### Challenge
Copy every line of the data that includes the string "with".

Pages as source code
================================

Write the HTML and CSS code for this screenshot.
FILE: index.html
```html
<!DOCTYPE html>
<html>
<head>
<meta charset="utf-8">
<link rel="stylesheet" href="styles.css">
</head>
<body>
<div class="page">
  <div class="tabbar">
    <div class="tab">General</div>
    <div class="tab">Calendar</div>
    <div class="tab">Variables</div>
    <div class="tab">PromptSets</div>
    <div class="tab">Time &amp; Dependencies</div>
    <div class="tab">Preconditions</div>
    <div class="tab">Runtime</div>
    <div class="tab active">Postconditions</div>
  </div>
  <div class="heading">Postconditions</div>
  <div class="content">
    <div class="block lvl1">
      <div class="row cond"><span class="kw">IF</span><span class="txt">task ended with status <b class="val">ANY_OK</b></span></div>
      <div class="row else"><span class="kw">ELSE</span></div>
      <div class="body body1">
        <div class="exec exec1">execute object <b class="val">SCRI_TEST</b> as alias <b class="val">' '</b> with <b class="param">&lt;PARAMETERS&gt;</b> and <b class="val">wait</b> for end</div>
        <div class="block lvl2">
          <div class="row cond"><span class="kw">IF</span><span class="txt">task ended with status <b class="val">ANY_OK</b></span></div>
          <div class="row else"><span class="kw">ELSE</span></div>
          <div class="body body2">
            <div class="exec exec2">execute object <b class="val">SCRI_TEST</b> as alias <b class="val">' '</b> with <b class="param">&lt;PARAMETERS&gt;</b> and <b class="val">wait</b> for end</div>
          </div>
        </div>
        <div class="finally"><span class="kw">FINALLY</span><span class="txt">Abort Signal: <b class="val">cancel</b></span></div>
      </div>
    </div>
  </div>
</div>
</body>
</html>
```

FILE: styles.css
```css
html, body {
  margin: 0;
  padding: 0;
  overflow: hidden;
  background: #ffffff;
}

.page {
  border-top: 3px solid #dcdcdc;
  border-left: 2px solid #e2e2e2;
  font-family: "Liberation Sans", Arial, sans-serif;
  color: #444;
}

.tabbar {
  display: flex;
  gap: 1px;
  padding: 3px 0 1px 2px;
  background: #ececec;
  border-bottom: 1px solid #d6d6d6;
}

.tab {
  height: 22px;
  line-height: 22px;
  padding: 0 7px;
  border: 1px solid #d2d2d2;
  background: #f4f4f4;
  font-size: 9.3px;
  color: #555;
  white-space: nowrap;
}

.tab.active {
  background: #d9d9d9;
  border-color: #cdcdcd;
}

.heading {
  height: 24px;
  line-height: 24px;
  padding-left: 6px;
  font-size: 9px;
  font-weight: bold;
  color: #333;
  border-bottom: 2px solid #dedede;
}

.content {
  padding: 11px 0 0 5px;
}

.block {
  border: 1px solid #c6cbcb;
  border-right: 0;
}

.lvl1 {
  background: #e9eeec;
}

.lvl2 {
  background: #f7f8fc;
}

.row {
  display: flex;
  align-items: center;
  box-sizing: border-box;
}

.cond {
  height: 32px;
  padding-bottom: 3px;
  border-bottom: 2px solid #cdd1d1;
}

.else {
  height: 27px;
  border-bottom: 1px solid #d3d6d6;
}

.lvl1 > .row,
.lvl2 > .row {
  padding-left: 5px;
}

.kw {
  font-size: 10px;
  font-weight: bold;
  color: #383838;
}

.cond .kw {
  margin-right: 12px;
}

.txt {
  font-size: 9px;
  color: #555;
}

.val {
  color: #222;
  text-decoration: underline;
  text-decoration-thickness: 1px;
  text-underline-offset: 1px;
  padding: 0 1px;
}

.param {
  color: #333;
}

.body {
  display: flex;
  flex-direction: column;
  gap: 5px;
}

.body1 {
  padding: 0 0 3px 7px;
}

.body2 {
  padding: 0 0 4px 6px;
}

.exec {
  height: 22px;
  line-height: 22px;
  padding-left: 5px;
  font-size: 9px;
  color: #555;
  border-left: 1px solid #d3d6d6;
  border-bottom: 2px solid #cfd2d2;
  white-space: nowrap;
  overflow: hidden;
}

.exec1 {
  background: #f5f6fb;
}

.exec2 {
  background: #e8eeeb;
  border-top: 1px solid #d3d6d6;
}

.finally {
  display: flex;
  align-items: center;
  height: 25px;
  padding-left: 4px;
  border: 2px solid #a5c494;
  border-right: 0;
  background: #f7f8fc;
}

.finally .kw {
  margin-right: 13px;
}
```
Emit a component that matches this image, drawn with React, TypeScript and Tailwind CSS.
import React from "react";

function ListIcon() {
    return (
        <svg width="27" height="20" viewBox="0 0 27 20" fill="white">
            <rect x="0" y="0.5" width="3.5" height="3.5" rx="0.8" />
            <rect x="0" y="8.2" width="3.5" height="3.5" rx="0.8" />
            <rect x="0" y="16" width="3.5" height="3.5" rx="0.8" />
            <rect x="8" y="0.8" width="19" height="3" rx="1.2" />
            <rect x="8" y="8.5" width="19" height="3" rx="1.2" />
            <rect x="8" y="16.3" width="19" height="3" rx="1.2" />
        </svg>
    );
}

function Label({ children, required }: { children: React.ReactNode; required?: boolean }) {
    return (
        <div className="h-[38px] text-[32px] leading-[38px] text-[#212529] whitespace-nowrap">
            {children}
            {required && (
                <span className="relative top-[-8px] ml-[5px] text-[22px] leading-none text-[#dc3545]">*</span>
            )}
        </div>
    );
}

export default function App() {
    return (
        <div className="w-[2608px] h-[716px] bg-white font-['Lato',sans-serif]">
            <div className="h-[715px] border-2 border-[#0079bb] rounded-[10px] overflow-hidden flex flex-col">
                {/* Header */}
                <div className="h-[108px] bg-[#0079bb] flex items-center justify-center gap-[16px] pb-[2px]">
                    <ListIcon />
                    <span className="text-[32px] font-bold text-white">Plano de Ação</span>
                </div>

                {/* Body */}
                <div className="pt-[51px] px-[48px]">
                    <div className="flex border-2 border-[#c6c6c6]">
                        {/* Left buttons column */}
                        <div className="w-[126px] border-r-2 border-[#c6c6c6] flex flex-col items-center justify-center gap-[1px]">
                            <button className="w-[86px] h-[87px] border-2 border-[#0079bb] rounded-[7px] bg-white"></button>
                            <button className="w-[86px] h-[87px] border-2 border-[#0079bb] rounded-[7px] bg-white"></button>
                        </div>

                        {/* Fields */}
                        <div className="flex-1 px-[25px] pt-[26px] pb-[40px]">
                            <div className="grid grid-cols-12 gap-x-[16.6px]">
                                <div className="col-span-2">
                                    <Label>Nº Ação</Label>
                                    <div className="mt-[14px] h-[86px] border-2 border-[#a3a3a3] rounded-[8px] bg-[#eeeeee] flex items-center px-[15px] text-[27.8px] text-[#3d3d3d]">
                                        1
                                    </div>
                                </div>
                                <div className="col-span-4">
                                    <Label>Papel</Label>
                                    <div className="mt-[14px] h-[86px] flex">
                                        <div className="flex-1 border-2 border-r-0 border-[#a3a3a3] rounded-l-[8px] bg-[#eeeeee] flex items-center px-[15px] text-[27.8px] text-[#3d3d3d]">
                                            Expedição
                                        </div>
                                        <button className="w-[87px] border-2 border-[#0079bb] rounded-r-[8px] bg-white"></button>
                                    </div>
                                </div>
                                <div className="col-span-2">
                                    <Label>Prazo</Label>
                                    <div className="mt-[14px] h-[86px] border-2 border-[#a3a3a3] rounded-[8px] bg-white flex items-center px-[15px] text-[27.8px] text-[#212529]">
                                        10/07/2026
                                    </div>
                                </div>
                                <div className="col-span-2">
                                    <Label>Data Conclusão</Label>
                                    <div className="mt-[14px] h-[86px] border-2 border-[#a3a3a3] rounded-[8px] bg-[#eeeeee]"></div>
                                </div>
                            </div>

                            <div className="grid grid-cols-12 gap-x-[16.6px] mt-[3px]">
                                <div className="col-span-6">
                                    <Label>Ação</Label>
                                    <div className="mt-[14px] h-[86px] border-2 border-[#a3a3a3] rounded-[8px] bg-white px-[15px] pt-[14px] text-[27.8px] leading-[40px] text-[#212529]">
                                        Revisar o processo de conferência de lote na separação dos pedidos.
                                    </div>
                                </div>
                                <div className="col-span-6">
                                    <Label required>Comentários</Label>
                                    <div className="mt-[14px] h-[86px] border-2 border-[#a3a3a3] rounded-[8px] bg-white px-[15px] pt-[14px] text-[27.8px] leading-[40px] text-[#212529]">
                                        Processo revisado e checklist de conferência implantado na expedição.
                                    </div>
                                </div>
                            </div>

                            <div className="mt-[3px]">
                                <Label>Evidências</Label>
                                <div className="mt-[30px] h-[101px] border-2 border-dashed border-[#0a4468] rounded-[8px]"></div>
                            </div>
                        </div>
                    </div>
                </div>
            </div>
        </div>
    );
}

================================

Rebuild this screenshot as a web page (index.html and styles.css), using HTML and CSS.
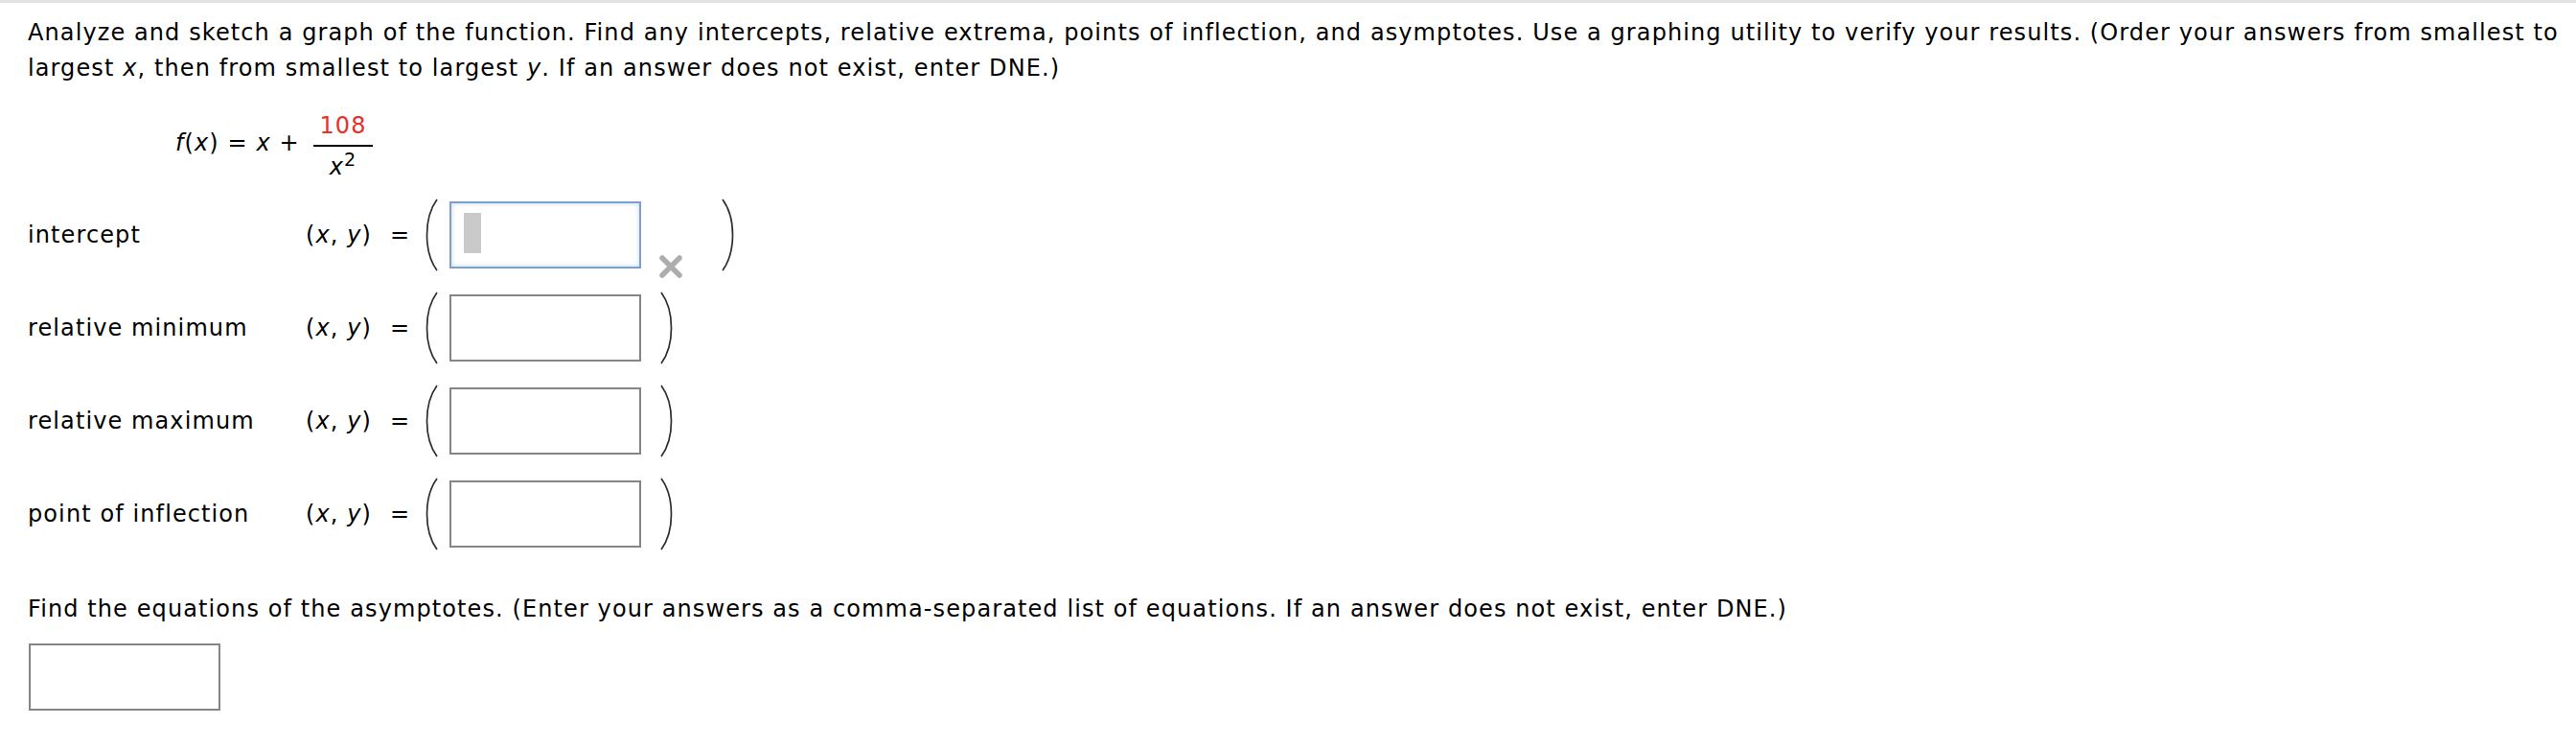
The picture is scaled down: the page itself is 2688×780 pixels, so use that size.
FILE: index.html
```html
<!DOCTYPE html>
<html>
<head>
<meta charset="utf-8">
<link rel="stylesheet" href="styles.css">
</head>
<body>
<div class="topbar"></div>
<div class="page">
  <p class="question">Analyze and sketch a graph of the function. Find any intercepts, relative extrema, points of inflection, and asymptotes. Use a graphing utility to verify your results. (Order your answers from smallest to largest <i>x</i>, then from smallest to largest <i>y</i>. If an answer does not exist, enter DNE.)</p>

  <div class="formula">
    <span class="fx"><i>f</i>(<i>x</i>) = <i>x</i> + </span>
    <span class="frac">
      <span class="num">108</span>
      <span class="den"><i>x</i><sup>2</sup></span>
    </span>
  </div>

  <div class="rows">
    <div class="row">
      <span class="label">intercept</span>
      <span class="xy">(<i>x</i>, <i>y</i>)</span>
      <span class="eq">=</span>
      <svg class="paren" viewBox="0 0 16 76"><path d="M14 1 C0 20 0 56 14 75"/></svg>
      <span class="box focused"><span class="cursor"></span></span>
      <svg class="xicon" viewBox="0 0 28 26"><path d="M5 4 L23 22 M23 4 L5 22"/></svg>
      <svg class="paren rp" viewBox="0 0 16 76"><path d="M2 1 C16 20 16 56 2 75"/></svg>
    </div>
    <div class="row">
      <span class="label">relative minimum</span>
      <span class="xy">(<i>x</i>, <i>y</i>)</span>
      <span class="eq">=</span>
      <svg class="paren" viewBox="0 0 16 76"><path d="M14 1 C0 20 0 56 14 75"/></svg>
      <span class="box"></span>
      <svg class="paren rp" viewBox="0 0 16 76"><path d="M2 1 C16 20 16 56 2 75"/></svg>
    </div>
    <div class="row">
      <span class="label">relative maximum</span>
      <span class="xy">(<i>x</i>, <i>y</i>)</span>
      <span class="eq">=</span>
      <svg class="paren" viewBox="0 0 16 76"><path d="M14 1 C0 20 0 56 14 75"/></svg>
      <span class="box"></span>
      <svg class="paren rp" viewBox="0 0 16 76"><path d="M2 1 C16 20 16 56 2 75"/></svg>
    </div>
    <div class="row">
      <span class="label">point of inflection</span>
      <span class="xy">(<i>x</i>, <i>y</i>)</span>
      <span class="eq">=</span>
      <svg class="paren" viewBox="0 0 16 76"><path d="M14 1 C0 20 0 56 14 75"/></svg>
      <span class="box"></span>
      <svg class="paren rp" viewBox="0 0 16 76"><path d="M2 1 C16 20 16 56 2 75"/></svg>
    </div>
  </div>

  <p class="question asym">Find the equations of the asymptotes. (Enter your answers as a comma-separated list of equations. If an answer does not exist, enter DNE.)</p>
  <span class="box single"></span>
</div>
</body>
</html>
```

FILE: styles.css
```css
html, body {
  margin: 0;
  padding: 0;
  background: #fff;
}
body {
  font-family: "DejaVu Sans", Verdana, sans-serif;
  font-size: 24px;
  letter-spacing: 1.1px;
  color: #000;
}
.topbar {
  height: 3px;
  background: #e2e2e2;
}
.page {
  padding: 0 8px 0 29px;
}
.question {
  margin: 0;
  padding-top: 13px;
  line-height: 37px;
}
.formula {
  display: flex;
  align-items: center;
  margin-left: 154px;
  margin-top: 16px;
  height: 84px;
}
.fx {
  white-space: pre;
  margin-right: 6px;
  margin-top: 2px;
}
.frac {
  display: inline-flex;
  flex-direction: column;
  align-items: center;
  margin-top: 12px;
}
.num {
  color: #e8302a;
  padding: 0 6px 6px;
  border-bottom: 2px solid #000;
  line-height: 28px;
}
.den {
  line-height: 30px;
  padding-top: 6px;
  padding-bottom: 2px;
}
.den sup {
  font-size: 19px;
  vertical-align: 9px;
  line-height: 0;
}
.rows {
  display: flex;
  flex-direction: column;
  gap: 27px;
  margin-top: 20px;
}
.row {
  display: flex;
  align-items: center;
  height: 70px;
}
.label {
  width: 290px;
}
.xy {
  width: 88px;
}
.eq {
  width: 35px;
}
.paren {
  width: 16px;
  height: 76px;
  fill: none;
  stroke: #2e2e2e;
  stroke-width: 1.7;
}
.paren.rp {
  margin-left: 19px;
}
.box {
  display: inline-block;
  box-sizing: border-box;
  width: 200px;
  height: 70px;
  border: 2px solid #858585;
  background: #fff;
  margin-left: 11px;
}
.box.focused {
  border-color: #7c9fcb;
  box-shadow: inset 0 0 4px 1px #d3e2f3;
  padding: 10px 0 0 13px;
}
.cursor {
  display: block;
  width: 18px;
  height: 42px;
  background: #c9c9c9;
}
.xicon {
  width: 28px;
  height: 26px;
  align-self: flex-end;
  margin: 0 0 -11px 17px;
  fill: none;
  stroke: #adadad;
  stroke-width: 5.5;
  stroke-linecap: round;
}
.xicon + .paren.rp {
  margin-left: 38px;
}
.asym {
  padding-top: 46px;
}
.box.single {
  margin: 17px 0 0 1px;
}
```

================================

### Answer to this problem
      <div class="row cond"><span class="kw">IF</span><span class="txt">task ended with status <b class="val">ANY_OK</b></span></div>
        <div class="exec exec1">execute object <b class="val">SCRI_TEST</b> as alias <b class="val">' '</b> with <b class="param">&lt;PARAMETERS&gt;</b> and <b class="val">wait</b> for end</div>
          <div class="row cond"><span class="kw">IF</span><span class="txt">task ended with status <b class="val">ANY_OK</b></span></div>
            <div class="exec exec2">execute object <b class="val">SCRI_TEST</b> as alias <b class="val">' '</b> with <b class="param">&lt;PARAMETERS&gt;</b> and <b class="val">wait</b> for end</div>
Emit a component that matches this image, drawn with React, TypeScript and Tailwind CSS.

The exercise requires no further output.